• [What is expected]
In the data that follows, count every line holding the string "index" and give the count alone.
───
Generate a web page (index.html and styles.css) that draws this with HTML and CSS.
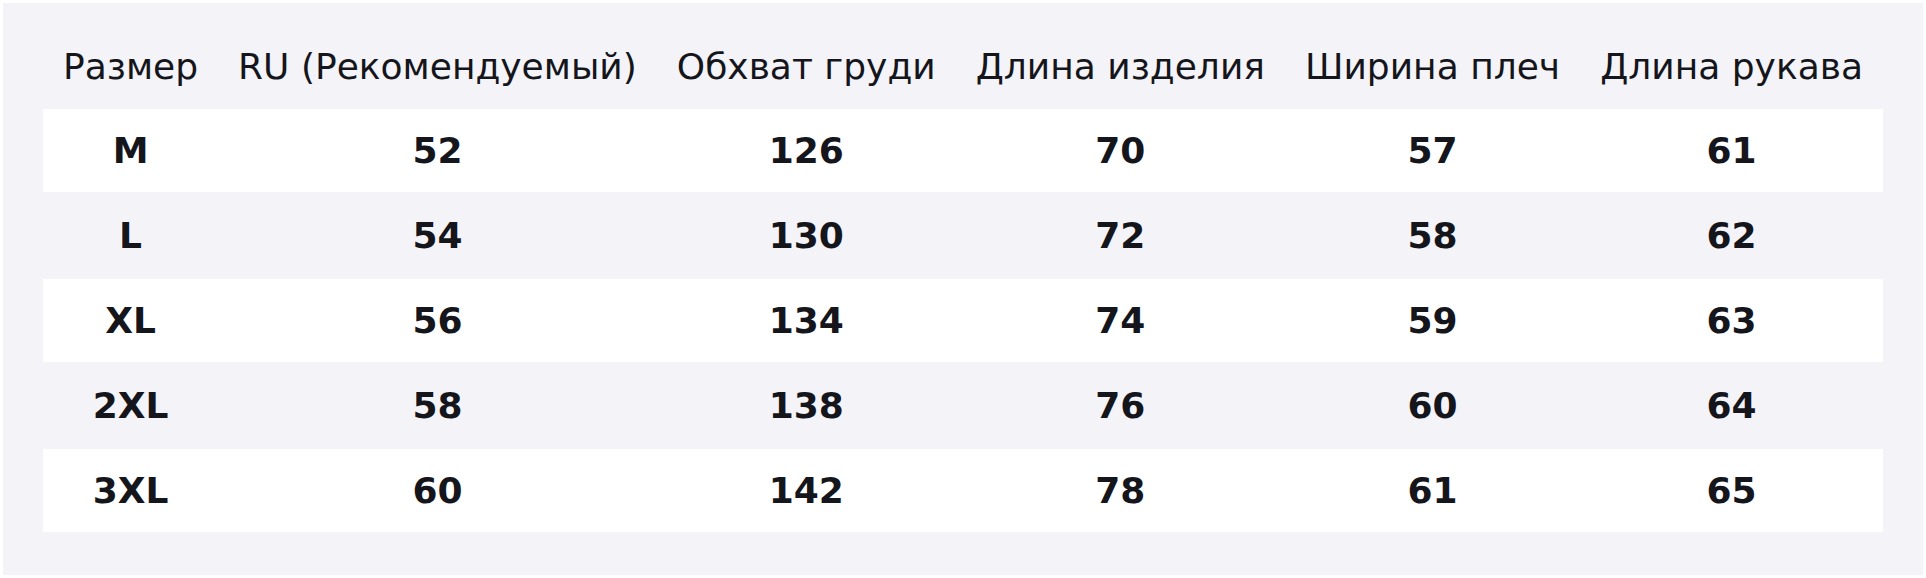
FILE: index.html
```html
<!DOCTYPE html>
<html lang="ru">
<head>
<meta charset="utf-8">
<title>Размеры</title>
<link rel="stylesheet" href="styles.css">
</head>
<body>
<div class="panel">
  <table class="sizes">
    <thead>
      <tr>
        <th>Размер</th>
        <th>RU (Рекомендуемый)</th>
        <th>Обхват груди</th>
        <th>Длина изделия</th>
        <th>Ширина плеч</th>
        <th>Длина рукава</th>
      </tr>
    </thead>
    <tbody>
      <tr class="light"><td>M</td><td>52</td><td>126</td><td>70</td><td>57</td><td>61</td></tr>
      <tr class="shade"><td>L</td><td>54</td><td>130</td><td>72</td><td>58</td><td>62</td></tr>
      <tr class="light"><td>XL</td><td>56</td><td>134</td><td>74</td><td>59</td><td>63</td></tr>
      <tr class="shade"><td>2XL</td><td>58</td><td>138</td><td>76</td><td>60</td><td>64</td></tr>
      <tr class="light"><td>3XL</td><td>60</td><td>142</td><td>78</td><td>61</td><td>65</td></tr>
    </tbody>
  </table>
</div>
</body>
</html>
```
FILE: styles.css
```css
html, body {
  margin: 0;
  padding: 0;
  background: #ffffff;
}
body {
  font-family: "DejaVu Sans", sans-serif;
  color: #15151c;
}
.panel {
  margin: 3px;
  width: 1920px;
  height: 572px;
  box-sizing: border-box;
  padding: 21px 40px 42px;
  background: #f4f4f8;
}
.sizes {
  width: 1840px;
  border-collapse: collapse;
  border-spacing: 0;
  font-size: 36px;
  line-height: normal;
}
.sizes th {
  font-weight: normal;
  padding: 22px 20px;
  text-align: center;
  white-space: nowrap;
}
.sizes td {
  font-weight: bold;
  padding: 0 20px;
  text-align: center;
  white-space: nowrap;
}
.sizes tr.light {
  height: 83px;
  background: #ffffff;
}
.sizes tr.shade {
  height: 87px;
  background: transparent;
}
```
───
• [Exercise solution]
2